(Material supplied):
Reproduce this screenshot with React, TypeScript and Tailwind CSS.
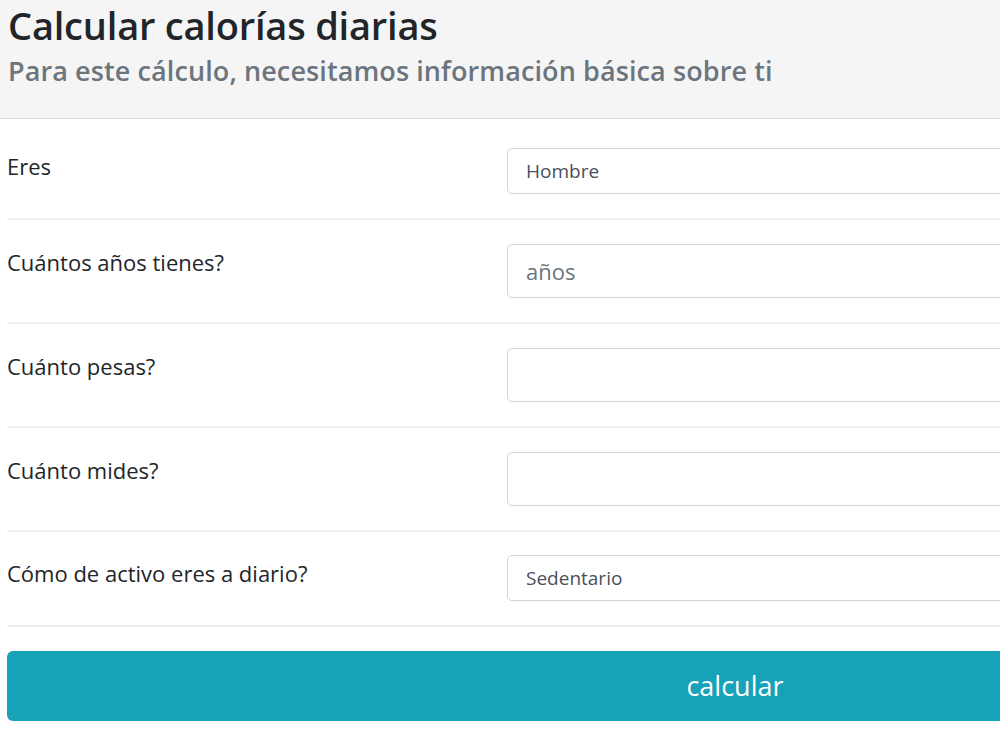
const rows = [
  { label: 'Eres', kind: 'select', value: 'Hombre', h: 'h-[46px]', pad: 'pt-[29px] pb-[24px]' },
  { label: 'Cuántos años tienes?', kind: 'input', placeholder: 'años', h: 'h-[54px]', pad: 'py-[24px]' },
  { label: 'Cuánto pesas?', kind: 'input', placeholder: '', h: 'h-[54px]', pad: 'py-[24px]' },
  { label: 'Cuánto mides?', kind: 'input', placeholder: '', h: 'h-[54px]', pad: 'py-[24px]' },
  { label: 'Cómo de activo eres a diario?', kind: 'select', value: 'Sedentario', h: 'h-[46px]', pad: 'pt-[23px] pb-[24px]' },
];

export default function App() {
  return (
    <div className="h-[750px] w-[1000px] overflow-hidden bg-white font-['Open_Sans',sans-serif] text-[#212529]">
      <header className="h-[119px] w-[1000px] border-b border-[#dcdcdc] bg-[#f5f5f5] px-2">
        <h1 className="pt-[2px] text-[38px] leading-[46px] font-semibold tracking-[-0.2px]">Calcular calorías diarias</h1>
        <h2 className="mt-[6px] text-[27px] leading-[34px] font-semibold tracking-[0.1px] text-[#6c757d]">
          Para este cálculo, necesitamos información básica sobre ti
        </h2>
      </header>

      <form className="w-[1470px] px-[7px]">
        {rows.map((row) => (
          <div key={row.label} className={`${row.pad} flex items-start border-b-2 border-[#eeeeee]`}>
            <label className="w-[500px] shrink-0 pt-[3px] text-[22px] leading-[30px]">{row.label}</label>
            {row.kind === 'select' ? (
              <div className={`${row.h} flex flex-1 items-center rounded-[5px] border border-[#d0d4d9] px-[18px] text-[19px] text-[#495057]`}>
                {row.value}
              </div>
            ) : (
              <div className={`${row.h} flex flex-1 items-center rounded-[5px] border border-[#d0d4d9] px-[18px] text-[22px] text-[#6c757d]`}>
                {row.placeholder}
              </div>
            )}
          </div>
        ))}
        <button
          type="button"
          className="mt-[24px] h-[70px] w-full rounded-[6px] bg-[#17a2b8] text-[27px] text-white"
        >
          calcular
        </button>
      </form>
    </div>
  );
}
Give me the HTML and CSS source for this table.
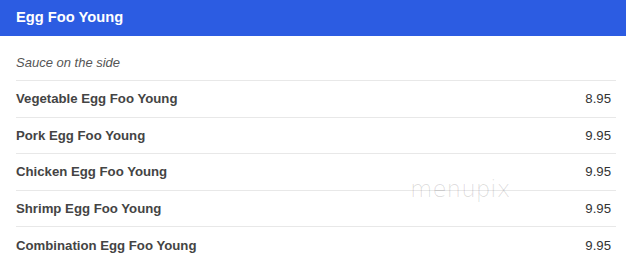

(Exercise): Write out each line of the data that holds the string "this".

(Task response):
Reproduce this screenshot with React, TypeScript and Tailwind CSS.
Give me the HTML and CSS source for this table.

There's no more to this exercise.